:: Given instruction ::
In the entries below, find every line with "this" and copy it.

:: Listed records ::
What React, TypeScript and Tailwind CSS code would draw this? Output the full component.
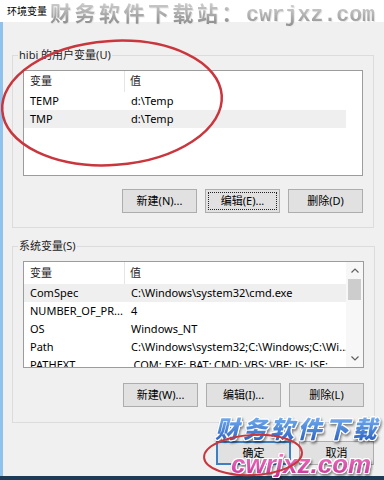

...

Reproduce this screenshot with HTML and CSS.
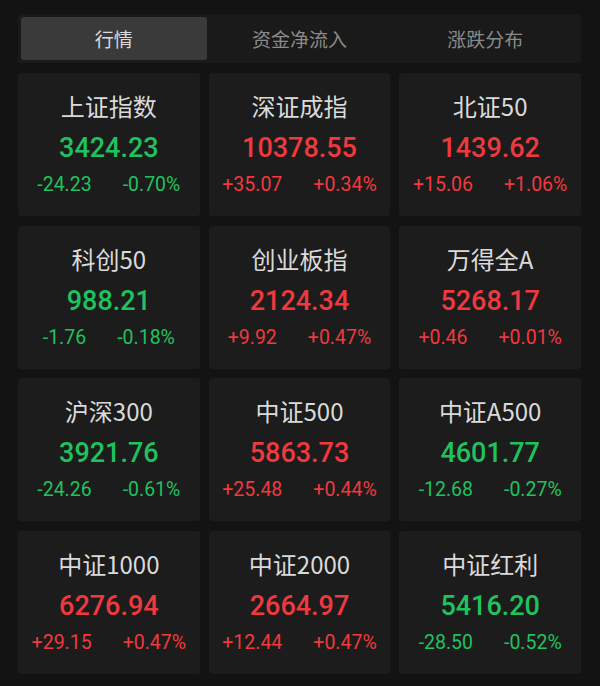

* * *

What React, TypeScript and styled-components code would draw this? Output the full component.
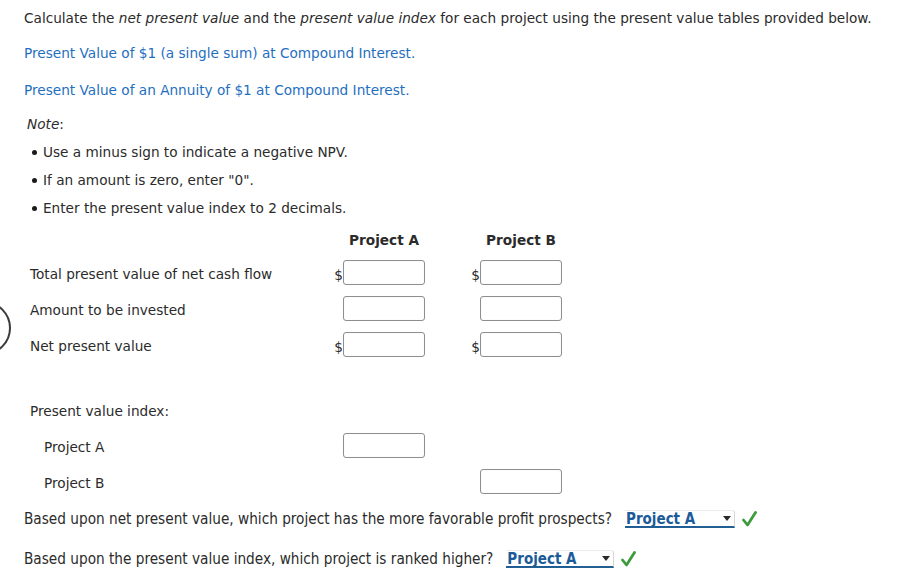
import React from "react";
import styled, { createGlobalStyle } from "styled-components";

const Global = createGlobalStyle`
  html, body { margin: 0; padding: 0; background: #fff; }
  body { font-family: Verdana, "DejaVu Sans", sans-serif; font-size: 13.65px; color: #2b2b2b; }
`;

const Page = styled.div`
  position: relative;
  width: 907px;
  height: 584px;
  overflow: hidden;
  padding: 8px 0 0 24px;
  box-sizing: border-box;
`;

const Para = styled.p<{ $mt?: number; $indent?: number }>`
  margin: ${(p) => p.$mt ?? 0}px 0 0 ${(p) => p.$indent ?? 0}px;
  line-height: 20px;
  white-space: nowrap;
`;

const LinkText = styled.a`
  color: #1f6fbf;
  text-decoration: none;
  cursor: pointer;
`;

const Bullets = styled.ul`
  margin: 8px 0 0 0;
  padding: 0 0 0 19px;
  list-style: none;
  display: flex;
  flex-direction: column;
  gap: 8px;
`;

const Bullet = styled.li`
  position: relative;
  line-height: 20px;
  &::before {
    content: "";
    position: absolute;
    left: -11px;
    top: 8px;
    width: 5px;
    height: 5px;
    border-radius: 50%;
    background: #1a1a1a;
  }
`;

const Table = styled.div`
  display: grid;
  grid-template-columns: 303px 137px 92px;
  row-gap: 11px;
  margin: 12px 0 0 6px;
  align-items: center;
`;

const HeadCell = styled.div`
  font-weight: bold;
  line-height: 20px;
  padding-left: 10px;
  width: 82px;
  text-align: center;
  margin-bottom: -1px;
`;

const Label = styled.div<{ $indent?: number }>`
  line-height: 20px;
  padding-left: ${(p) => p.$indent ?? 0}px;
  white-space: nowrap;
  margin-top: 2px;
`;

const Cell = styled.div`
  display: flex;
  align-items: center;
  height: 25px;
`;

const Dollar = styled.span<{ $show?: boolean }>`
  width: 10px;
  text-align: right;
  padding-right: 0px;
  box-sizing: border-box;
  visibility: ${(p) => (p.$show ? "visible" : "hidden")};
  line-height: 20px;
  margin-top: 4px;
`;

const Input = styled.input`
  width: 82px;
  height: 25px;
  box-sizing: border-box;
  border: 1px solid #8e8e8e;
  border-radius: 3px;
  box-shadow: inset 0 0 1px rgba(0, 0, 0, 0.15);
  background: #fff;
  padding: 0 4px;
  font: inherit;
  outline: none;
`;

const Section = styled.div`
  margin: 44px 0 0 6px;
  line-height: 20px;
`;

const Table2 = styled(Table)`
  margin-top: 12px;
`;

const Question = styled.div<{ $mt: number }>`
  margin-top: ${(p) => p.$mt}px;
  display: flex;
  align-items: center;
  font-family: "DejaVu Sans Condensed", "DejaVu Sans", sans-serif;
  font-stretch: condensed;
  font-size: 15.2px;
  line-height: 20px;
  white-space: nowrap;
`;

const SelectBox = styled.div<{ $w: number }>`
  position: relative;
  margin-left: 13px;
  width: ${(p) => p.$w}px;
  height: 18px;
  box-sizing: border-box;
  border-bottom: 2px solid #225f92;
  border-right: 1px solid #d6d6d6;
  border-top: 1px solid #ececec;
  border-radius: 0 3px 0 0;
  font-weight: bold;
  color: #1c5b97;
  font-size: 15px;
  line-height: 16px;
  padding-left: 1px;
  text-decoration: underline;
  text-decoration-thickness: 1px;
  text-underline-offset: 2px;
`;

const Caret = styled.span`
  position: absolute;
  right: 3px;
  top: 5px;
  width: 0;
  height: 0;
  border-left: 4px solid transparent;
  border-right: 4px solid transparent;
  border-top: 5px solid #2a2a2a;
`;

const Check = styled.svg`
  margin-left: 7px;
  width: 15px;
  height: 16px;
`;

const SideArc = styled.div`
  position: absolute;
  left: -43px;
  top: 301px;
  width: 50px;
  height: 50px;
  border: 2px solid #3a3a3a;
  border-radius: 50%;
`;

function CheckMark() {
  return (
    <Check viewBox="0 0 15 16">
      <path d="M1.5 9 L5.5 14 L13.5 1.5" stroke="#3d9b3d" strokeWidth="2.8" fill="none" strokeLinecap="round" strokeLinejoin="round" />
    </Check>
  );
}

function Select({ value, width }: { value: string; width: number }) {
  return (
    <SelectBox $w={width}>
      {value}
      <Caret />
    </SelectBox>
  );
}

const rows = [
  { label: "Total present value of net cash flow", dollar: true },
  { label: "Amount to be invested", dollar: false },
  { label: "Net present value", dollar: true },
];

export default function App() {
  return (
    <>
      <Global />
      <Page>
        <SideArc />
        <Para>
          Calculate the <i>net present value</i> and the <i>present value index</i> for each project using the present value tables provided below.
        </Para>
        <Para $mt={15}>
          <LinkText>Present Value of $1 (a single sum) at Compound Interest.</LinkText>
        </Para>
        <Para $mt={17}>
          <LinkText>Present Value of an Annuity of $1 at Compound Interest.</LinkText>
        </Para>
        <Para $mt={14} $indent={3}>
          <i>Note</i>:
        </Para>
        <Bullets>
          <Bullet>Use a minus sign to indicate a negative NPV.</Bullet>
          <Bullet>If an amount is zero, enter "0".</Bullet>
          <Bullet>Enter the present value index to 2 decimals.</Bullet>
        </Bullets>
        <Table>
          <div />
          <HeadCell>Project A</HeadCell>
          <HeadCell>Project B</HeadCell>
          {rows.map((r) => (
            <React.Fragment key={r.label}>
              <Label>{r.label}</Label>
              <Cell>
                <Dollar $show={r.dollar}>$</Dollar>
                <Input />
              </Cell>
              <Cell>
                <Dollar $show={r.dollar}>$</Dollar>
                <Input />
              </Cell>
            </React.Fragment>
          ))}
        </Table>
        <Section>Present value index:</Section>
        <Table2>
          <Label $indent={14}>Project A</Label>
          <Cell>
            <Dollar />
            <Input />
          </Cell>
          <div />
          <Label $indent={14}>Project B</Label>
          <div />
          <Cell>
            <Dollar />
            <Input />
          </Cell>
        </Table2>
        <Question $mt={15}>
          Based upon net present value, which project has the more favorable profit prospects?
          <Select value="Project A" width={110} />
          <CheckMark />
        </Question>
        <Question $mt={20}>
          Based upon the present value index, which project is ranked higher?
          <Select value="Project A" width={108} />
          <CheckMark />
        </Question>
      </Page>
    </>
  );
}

:: Task result ::
What React, TypeScript and Tailwind CSS code would draw this? Output the full component.
Reproduce this screenshot with HTML and CSS.
What React, TypeScript and styled-components code would draw this? Output the full component.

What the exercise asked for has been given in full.